Couple hundred lol. If there is a problem my guys will let me know. I haven't found that the proform black lid to gum up like he is describing. Personally I like the Ruco better anyway. I switch off between the proform and Ruco constantly to examine differences. I'm sorry your struggling Moore. Fortunately we are stocking 4 houses next week. That's a good week for us.


----------



## Nick Harmon (Feb 16, 2013)

fr8train said:


> One tube full.: http://youtu.be/ZRV76P4XamY
> 
> Running angles in a room demo: http://youtu.be/PFIASKpfVeU
> 
> video-2012-03-22-10-12-54.mp4: http://youtu.be/GVZMxDsyDLk


Watch those tails mr. Ha ha. This guys ran some tape before. Perfect illustration of speed and versatility. You're right. I don't use the bazooka any more. I do Fresco Harmony full time. I only own a banjo for patching and small jobs. Works great the 3 or 4 times a year that I need it. Hand tools can come in very handy. No pun.


----------



## fr8train (Jan 20, 2008)

Yup, I did leave some long tapes in that vid. That taper was new to me, first job I ran with that one. Every taper has it's own personality, they all run similar, but have their own quirks. Not to mention, the camera was on, so of course I had to futz something up! Lol :yes:


----------



## mld (Jul 2, 2012)

fr8train said:


> Yup, I did leave some long tapes in that vid. That taper was new to me, first job I ran with that one. Every taper has it's own personality, they all run similar, but have their own quirks. Not to mention, the camera was on, so of course I had to futz something up! Lol :yes:


Long tapes are better than short ones.. within reason.


----------



## moore (Dec 2, 2010)

thefinisher said:


> Couple hundred lol. If there is a problem my guys will let me know. I haven't found that the proform black lid to gum up like he is describing. Personally I like the Ruco better anyway. I switch off between the proform and Ruco constantly to examine differences. I'm sorry your struggling Moore. Fortunately we are stocking 4 houses next week. That's a good week for us.

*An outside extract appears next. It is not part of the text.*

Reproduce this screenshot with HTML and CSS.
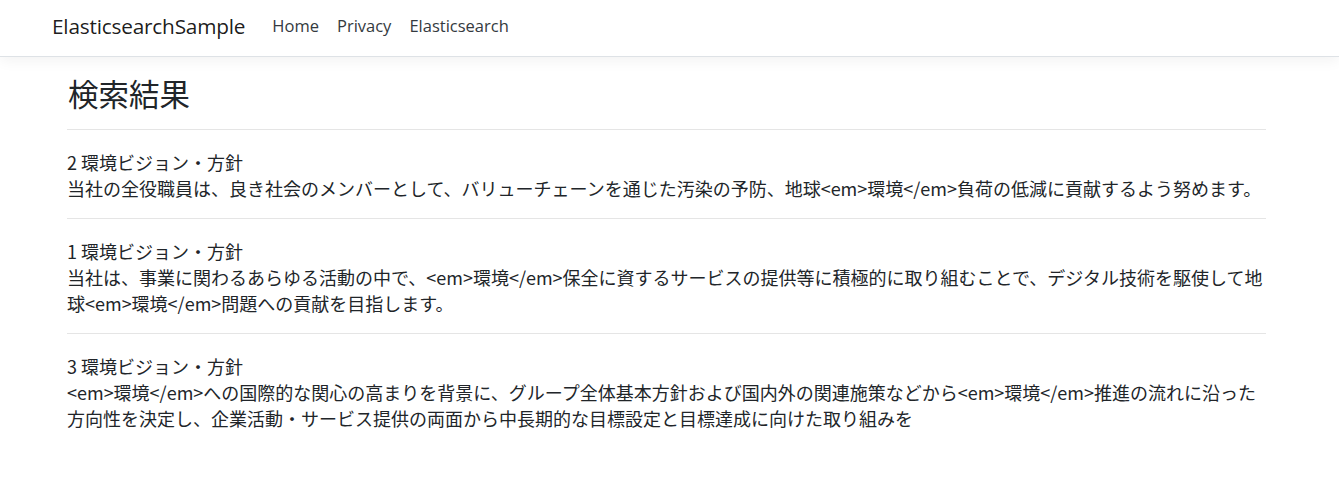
FILE: index.html
```html
<!DOCTYPE html>
<html lang="ja">
<head>
<meta charset="utf-8">
<title>検索結果 - ElasticsearchSample</title>
<link rel="stylesheet" href="styles.css">
</head>
<body>
<header class="navbar">
  <div class="nav-inner">
    <a class="brand" href="#">ElasticsearchSample</a>
    <nav class="nav-links">
      <a class="nav-link" href="#">Home</a>
      <a class="nav-link" href="#">Privacy</a>
      <a class="nav-link" href="#">Elasticsearch</a>
    </nav>
  </div>
</header>
<main class="container">
  <h3 class="page-title">検索結果</h3>
  <hr class="divider">
  <div class="result">
    <div class="result-title">2 環境ビジョン・方針</div>
    <div class="result-body">当社の全役職員は、良き社会のメンバーとして、バリューチェーンを通じた汚染の予防、地球&lt;em&gt;環境&lt;/em&gt;負荷の低減に貢献するよう努めます。</div>
  </div>
  <hr class="divider">
  <div class="result">
    <div class="result-title">1 環境ビジョン・方針</div>
    <div class="result-body">当社は、事業に関わるあらゆる活動の中で、&lt;em&gt;環境&lt;/em&gt;保全に資するサービスの提供等に積極的に取り組むことで、デジタル技術を駆使して地球&lt;em&gt;環境&lt;/em&gt;問題への貢献を目指します。</div>
  </div>
  <hr class="divider">
  <div class="result">
    <div class="result-title">3 環境ビジョン・方針</div>
    <div class="result-body">&lt;em&gt;環境&lt;/em&gt;への国際的な関心の高まりを背景に、グループ全体基本方針および国内外の関連施策などから&lt;em&gt;環境&lt;/em&gt;推進の流れに沿った方向性を決定し、企業活動・サービス提供の両面から中長期的な目標設定と目標達成に向けた取り組みを</div>
  </div>
</main>
</body>
</html>
```
FILE: styles.css
```css
* { box-sizing: border-box; }
html, body { margin: 0; padding: 0; }
body {
  font-family: "Noto Sans CJK JP", "Noto Sans", sans-serif;
  font-size: 18px;
  line-height: 26px;
  color: #212529;
  background: #fff;
}
.navbar {
  height: 57px;
  background: #fff;
  border-bottom: 1px solid #dee2e6;
  box-shadow: 0 4px 13px rgba(0, 0, 0, 0.05);
  margin-bottom: 17px;
}
.nav-inner {
  display: flex;
  align-items: center;
  height: 52px;
  padding-left: 52px;
}
.brand {
  font-family: "Open Sans", "Noto Sans", sans-serif;
  font-size: 20.8px;
  color: rgba(0, 0, 0, 0.9);
  text-decoration: none;
  margin-right: 18px;
  letter-spacing: -0.2px;
}
.nav-links { display: flex; }
.nav-link {
  font-family: "Open Sans", "Noto Sans", sans-serif;
  font-size: 16.5px;
  color: #343a40;
  text-decoration: none;
  padding: 0 9px;
}
.container {
  margin: 0 73px 0 67px;
}
.page-title {
  font-family: "Noto Sans CJK JP", sans-serif;
  font-size: 30.5px;
  font-weight: 400;
  line-height: 37px;
  margin: 0 0 0 1px;
  padding-top: 1px;
}
.divider {
  border: 0;
  border-top: 1px solid rgba(0, 0, 0, 0.1);
  margin: 17px 0 19px;
}
.result-title, .result-body { margin: 0; }
```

I'm sure Daddy and his workers will take good care of you. :thumbsup:

It's a shame your too young to know what It was like to work with good products !


----------



## MUDBONE (Dec 26, 2011)

fr8train said:


> Yup, I did leave some long tapes in that vid. That taper was new to me, first job I ran with that one. Every taper has it's own personality, they all run similar, but have their own quirks. Not to mention, the camera was on, so of course I had to futz something up! Lol :yes:


Thought you did well.Ran through it like a freighttrain!


----------



## thefinisher (Sep 2, 2011)

moore said:


> I'm sure Daddy and his workers will take good care of you. :thumbsup:
> 
> It's a shame your too young to know what It was like to work with good products !

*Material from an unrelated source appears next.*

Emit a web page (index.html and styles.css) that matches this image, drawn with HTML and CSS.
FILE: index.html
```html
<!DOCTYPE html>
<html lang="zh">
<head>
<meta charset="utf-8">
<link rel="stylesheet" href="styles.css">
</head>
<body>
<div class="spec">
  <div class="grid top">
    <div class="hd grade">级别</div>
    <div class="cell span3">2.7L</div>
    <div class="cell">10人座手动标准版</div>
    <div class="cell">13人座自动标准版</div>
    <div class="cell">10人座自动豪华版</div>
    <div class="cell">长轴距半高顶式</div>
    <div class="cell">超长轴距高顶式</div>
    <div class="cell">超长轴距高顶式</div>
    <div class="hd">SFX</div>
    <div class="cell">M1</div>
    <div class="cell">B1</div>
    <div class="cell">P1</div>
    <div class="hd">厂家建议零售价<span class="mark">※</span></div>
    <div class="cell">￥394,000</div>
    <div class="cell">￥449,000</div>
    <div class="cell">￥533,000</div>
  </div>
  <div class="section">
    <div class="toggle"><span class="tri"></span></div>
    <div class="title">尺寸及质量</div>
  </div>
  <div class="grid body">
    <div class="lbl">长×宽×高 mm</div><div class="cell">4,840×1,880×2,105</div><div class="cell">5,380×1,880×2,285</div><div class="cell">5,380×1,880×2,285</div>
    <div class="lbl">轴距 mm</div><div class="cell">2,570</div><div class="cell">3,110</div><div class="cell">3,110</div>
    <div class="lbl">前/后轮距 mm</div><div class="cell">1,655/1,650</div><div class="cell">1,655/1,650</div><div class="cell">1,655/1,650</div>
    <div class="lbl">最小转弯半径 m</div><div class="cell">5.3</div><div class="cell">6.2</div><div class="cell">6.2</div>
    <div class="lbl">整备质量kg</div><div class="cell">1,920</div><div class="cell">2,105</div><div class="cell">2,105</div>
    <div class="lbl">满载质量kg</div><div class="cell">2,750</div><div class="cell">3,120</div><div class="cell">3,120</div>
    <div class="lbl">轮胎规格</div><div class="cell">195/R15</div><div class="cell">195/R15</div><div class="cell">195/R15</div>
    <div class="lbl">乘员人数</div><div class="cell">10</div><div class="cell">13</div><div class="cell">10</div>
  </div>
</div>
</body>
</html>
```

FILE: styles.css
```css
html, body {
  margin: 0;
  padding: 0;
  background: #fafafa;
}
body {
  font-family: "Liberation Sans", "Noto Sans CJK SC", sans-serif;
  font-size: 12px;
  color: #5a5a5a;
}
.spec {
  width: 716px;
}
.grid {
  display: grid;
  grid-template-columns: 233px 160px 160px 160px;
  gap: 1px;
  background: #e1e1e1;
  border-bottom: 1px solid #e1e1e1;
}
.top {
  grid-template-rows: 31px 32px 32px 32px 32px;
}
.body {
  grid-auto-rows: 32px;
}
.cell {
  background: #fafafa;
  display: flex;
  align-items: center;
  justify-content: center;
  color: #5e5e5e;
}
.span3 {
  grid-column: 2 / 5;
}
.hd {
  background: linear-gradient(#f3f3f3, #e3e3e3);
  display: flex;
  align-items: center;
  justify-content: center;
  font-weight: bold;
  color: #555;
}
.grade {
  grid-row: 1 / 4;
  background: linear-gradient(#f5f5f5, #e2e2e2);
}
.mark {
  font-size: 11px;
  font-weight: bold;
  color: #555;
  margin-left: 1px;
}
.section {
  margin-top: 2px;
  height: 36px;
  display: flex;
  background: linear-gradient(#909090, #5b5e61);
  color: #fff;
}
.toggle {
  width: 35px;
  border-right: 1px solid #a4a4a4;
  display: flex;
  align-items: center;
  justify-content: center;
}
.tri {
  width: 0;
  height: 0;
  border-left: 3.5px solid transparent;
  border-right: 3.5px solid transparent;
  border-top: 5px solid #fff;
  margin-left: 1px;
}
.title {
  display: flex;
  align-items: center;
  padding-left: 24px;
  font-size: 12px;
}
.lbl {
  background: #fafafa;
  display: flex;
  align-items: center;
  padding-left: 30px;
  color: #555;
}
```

Lol nobody takes care of me but me. I pretty much run every aspect of our business. Dad counts the houses and checks jobs, which I do as well. I guess if you had a full service company you would understand how it goes. BTW all 4 houses we are stocking this week are builders that I brought in to the business. So who is taking care of who? To the second comment, I started finishing when I was 7 and I am 25 now.... I guess they changed the muds over 18 years ago huh? Grew up using pretty much only proform multi-use with the red lid. Noticed a change in their mud about 5-6 years ago which is why we quit using it as we started having problems. Now it's Ruco all purpose or proform black lid.


----------



## moore (Dec 2, 2010)

thefinisher said:


> . I pretty much run every aspect of our business. Dad counts the houses and checks jobs, which I do as well. .


I Do that when I get off WORK! Get A job!


----------



## moore (Dec 2, 2010)

thefinisher said:


> I guess they changed the muds over 18 years ago huh? Grew up using pretty much only proform multi-use with the red lid. Noticed a change in their mud about 5-6 years ago which is why we quit using it as we started having problems.

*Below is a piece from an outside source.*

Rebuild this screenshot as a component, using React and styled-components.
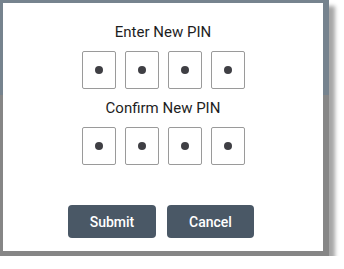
import React from "react";
import styled, { createGlobalStyle } from "styled-components";

const GlobalStyle = createGlobalStyle`
  html, body {
    margin: 0;
    padding: 0;
    background: #ffffff;
  }
  body {
    font-family: Roboto, "Liberation Sans", Arial, sans-serif;
  }
`;

const Frame = styled.div`
  width: 329px;
  height: 256px;
  box-sizing: border-box;
  padding: 3px 6px 5px 3px;
  background: linear-gradient(to bottom, #76838e 0, #76838e 95px, #868686 95px);
  box-shadow: 6px 6px 4px rgba(0, 0, 0, 0.35);
`;

const Dialog = styled.div`
  width: 320px;
  height: 248px;
  box-sizing: border-box;
  background: #ffffff;
  display: flex;
  flex-direction: column;
  align-items: center;
  padding-top: 20px;
`;

const Label = styled.div`
  font-size: 15px;
  line-height: 18px;
  color: #1e1e1e;
  margin-top: ${(p) => p.$top || 0}px;
`;

const PinRow = styled.div`
  display: flex;
  gap: 9px;
  margin-top: 10px;
`;

const PinBox = styled.div`
  width: 34px;
  height: 38px;
  box-sizing: border-box;
  border: 1px solid #9a9a9a;
  border-radius: 2px;
  display: flex;
  align-items: center;
  justify-content: center;
`;

const Dot = styled.span`
  width: 8px;
  height: 8px;
  border-radius: 50%;
  background: #3f3f44;
`;

const Actions = styled.div`
  display: flex;
  gap: 11px;
  margin-top: 40px;
  margin-right: 4px;
`;

const Button = styled.button`
  width: ${(p) => p.$width || 88}px;
  height: 33px;
  border: none;
  border-radius: 4px;
  background: #4a5866;
  color: #ffffff;
  font-family: Roboto, "Liberation Sans", Arial, sans-serif;
  font-size: 14px;
  font-weight: 500;
  cursor: pointer;
`;

const PinInput = () => (
  <PinRow>
    {[0, 1, 2, 3].map((i) => (
      <PinBox key={i}>
        <Dot />
      </PinBox>
    ))}
  </PinRow>
);

export default function App() {
  return (
    <>
      <GlobalStyle />
      <Frame>
        <Dialog>
          <Label>Enter New PIN</Label>
          <PinInput />
          <Label $top={10}>Confirm New PIN</Label>
          <PinInput />
          <Actions>
            <Button>Submit</Button>
            <Button $width={87}>Cancel</Button>
          </Actions>
        </Dialog>
      </Frame>
    </>
  );
}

They changed the formula with the A/P Pro-form in 1-1-11 . 

Before that ..It was a quality mud to use.


----------



## thefinisher (Sep 2, 2011)

moore said:


> They changed the formula with the A/P Pro-form in 1-1-11 .
> 
> Before that ..It was a quality mud to use.


I was stocking Ruco middleweight in 11' so I can't really speak for the A/P proform. Have you thought about permanently switching muds Moore?


----------



## moore (Dec 2, 2010)

thefinisher said:


> I was stocking Ruco middleweight in 11' so I can't really speak for the A/P proform. Have you thought about permanently switching muds Moore?


I would love too ,,but I cant control the supplies in a 5 County area.


----------



## thefinisher (Sep 2, 2011)

moore said:


> I would love too ,,but I cant control the supplies in a 5 County area.


Could always switch to Ruco. Definitley has more glue in it and is more slick/workable.


----------



## DrywallMatt (Dec 6, 2014)

They must have changed all proform products there all getting bad in my opinion. The Lite Blue has really gotten bad.


----------